(The request):
Wherever "React" appears in a line, list that line.

(Source excerpt):
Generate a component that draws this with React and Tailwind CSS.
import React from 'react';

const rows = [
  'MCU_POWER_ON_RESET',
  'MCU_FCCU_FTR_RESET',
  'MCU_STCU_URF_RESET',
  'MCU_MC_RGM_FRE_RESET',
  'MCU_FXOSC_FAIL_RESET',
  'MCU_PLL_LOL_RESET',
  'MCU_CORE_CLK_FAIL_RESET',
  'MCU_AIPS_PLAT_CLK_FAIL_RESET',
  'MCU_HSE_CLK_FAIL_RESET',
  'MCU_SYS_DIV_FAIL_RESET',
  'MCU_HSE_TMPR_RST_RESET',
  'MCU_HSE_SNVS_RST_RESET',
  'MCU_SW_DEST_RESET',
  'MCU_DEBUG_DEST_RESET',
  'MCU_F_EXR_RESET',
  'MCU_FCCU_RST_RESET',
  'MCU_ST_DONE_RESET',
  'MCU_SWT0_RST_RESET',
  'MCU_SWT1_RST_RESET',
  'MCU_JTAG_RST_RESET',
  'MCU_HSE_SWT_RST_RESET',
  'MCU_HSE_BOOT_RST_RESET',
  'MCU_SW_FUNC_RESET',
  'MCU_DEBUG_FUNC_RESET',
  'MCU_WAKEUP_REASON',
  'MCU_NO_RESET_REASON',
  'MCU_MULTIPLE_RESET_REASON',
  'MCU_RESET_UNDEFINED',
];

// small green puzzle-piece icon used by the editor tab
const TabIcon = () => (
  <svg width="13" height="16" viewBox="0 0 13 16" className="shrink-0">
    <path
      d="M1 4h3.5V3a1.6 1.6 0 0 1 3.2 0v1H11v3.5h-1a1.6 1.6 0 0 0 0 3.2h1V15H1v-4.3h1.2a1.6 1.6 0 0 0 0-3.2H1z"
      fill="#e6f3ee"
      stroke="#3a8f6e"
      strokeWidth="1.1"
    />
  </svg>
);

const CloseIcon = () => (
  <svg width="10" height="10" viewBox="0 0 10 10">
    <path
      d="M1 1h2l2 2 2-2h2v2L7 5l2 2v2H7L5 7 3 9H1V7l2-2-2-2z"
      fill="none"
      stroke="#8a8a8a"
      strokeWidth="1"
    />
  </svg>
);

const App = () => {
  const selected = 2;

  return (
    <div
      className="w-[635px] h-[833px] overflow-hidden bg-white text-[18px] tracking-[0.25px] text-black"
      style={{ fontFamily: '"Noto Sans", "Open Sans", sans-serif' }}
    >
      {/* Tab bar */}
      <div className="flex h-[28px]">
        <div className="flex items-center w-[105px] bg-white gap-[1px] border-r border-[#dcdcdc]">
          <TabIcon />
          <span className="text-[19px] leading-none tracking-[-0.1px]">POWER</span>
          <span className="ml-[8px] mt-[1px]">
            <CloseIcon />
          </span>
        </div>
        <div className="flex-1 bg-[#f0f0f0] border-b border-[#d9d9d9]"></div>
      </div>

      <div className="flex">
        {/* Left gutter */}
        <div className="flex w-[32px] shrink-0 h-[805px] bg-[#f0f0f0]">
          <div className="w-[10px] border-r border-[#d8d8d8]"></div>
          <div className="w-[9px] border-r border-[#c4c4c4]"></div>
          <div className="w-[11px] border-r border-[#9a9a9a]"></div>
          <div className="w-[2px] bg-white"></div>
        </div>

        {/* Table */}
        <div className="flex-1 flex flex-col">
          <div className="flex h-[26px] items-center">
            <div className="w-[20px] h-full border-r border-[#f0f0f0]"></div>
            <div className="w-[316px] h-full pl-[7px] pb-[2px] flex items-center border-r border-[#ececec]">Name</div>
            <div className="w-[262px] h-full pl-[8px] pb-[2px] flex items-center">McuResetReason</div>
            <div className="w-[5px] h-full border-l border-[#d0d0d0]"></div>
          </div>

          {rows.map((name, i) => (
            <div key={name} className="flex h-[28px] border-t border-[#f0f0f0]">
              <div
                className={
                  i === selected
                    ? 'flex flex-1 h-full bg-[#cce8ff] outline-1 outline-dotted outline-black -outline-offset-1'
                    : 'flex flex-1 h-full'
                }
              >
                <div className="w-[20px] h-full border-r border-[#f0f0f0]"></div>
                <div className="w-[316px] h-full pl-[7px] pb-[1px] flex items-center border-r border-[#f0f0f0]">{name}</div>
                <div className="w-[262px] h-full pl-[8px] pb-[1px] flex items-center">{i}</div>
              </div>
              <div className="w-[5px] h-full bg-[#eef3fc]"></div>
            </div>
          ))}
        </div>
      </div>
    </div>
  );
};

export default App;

(Answer to this exercise):
Generate a component that draws this with React and Tailwind CSS.
import React from 'react';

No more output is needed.